(Records contained in a dataset)
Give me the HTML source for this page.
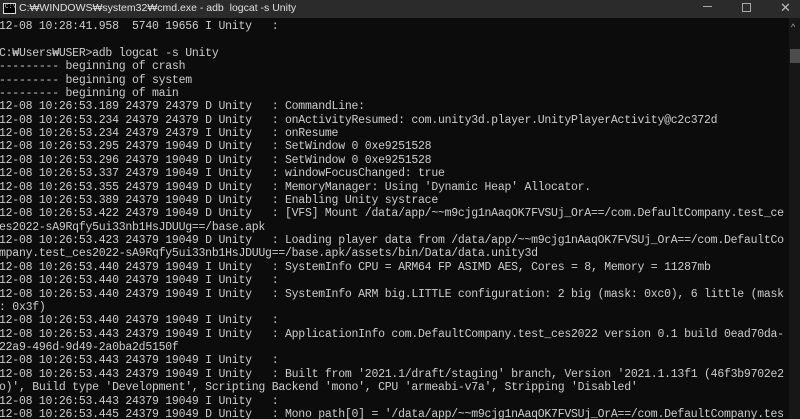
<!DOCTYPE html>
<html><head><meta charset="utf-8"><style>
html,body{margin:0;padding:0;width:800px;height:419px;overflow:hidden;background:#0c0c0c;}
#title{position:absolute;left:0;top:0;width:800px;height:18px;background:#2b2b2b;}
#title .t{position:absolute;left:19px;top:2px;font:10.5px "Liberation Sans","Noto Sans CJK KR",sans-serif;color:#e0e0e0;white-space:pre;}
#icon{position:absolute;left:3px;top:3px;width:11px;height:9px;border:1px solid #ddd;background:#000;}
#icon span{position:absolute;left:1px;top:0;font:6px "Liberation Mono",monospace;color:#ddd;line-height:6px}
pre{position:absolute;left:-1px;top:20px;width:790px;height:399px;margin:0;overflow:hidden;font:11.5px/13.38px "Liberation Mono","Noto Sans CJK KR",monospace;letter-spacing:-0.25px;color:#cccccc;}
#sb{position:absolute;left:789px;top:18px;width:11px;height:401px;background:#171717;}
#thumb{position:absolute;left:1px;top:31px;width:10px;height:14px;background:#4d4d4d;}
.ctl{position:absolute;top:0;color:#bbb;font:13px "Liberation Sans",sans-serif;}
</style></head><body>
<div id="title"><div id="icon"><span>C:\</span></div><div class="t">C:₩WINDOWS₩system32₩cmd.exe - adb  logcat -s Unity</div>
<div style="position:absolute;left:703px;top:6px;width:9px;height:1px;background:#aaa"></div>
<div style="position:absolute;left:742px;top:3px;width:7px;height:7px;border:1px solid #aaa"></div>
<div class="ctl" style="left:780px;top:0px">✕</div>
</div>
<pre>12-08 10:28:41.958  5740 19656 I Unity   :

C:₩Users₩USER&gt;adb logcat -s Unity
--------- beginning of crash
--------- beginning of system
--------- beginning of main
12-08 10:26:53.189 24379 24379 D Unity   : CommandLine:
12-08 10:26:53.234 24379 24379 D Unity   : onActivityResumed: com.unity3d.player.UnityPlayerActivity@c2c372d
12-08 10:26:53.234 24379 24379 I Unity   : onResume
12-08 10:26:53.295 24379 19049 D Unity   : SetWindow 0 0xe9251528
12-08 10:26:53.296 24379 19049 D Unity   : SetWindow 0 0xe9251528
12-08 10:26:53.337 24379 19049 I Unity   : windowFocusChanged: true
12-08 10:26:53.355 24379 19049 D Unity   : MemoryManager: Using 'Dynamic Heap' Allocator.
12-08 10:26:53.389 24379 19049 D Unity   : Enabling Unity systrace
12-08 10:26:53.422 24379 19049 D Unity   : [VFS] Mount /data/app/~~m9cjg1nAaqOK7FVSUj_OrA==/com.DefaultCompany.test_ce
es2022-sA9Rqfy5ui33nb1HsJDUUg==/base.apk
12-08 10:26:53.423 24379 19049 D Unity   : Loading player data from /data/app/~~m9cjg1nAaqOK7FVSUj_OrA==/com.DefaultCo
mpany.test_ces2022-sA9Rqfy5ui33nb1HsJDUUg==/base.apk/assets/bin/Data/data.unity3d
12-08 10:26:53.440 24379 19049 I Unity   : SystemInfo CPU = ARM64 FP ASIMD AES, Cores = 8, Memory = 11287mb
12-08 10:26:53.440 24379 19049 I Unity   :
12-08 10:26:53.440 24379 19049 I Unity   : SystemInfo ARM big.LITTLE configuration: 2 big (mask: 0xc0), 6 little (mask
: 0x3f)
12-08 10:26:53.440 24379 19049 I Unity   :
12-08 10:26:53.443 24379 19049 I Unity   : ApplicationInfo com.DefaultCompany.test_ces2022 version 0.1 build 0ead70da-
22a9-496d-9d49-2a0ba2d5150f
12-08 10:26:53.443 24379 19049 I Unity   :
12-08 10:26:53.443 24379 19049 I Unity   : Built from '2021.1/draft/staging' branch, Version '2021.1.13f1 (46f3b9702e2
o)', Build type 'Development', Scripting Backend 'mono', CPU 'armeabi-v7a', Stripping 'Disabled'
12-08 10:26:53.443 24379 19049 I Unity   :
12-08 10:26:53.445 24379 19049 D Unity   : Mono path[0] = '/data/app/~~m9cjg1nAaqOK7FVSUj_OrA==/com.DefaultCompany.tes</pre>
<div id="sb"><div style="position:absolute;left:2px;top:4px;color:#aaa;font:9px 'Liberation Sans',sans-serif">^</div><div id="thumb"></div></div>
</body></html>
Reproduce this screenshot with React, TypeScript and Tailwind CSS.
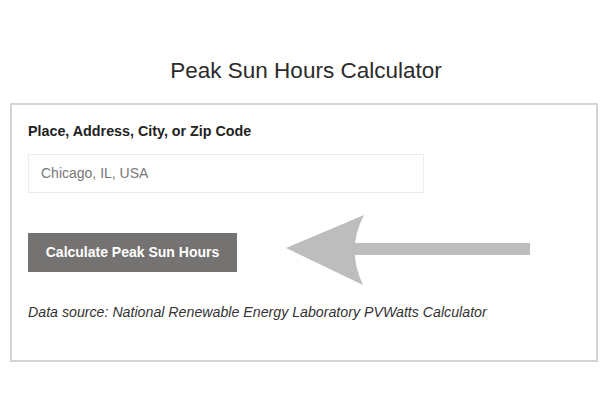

> **EXERCISE GOAL**
Reproduce the material above verbatim; omit every picture.

> **FINAL RESULT**
Give me the HTML source for this page.
<!DOCTYPE html>
<html><head><meta charset="utf-8"><style>
html,body{margin:0;padding:0;width:800px;height:419px;overflow:hidden;background:#0c0c0c;}
#title{position:absolute;left:0;top:0;width:800px;height:18px;background:#2b2b2b;}
#title .t{position:absolute;left:19px;top:2px;font:10.5px "Liberation Sans","Noto Sans CJK KR",sans-serif;color:#e0e0e0;white-space:pre;}
#icon{position:absolute;left:3px;top:3px;width:11px;height:9px;border:1px solid #ddd;background:#000;}
#icon span{position:absolute;left:1px;top:0;font:6px "Liberation Mono",monospace;color:#ddd;line-height:6px}
pre{position:absolute;left:-1px;top:20px;width:790px;height:399px;margin:0;overflow:hidden;font:11.5px/13.38px "Liberation Mono","Noto Sans CJK KR",monospace;letter-spacing:-0.25px;color:#cccccc;}
#sb{position:absolute;left:789px;top:18px;width:11px;height:401px;background:#171717;}
#thumb{position:absolute;left:1px;top:31px;width:10px;height:14px;background:#4d4d4d;}
.ctl{position:absolute;top:0;color:#bbb;font:13px "Liberation Sans",sans-serif;}
</style></head><body>
<div id="title"><div id="icon"><span>C:\</span></div><div class="t">C:₩WINDOWS₩system32₩cmd.exe - adb  logcat -s Unity</div>
<div style="position:absolute;left:703px;top:6px;width:9px;height:1px;background:#aaa"></div>
<div style="position:absolute;left:742px;top:3px;width:7px;height:7px;border:1px solid #aaa"></div>
<div class="ctl" style="left:780px;top:0px">✕</div>
</div>
<pre>12-08 10:28:41.958  5740 19656 I Unity   :

C:₩Users₩USER&gt;adb logcat -s Unity
--------- beginning of crash
--------- beginning of system
--------- beginning of main
12-08 10:26:53.189 24379 24379 D Unity   : CommandLine:
12-08 10:26:53.234 24379 24379 D Unity   : onActivityResumed: com.unity3d.player.UnityPlayerActivity@c2c372d
12-08 10:26:53.234 24379 24379 I Unity   : onResume
12-08 10:26:53.295 24379 19049 D Unity   : SetWindow 0 0xe9251528
12-08 10:26:53.296 24379 19049 D Unity   : SetWindow 0 0xe9251528
12-08 10:26:53.337 24379 19049 I Unity   : windowFocusChanged: true
12-08 10:26:53.355 24379 19049 D Unity   : MemoryManager: Using 'Dynamic Heap' Allocator.
12-08 10:26:53.389 24379 19049 D Unity   : Enabling Unity systrace
12-08 10:26:53.422 24379 19049 D Unity   : [VFS] Mount /data/app/~~m9cjg1nAaqOK7FVSUj_OrA==/com.DefaultCompany.test_ce
es2022-sA9Rqfy5ui33nb1HsJDUUg==/base.apk
12-08 10:26:53.423 24379 19049 D Unity   : Loading player data from /data/app/~~m9cjg1nAaqOK7FVSUj_OrA==/com.DefaultCo
mpany.test_ces2022-sA9Rqfy5ui33nb1HsJDUUg==/base.apk/assets/bin/Data/data.unity3d
12-08 10:26:53.440 24379 19049 I Unity   : SystemInfo CPU = ARM64 FP ASIMD AES, Cores = 8, Memory = 11287mb
12-08 10:26:53.440 24379 19049 I Unity   :
12-08 10:26:53.440 24379 19049 I Unity   : SystemInfo ARM big.LITTLE configuration: 2 big (mask: 0xc0), 6 little (mask
: 0x3f)
12-08 10:26:53.440 24379 19049 I Unity   :
12-08 10:26:53.443 24379 19049 I Unity   : ApplicationInfo com.DefaultCompany.test_ces2022 version 0.1 build 0ead70da-
22a9-496d-9d49-2a0ba2d5150f
12-08 10:26:53.443 24379 19049 I Unity   :
12-08 10:26:53.443 24379 19049 I Unity   : Built from '2021.1/draft/staging' branch, Version '2021.1.13f1 (46f3b9702e2
o)', Build type 'Development', Scripting Backend 'mono', CPU 'armeabi-v7a', Stripping 'Disabled'
12-08 10:26:53.443 24379 19049 I Unity   :
12-08 10:26:53.445 24379 19049 D Unity   : Mono path[0] = '/data/app/~~m9cjg1nAaqOK7FVSUj_OrA==/com.DefaultCompany.tes</pre>
<div id="sb"><div style="position:absolute;left:2px;top:4px;color:#aaa;font:9px 'Liberation Sans',sans-serif">^</div><div id="thumb"></div></div>
</body></html>
Reproduce this screenshot with React, TypeScript and Tailwind CSS.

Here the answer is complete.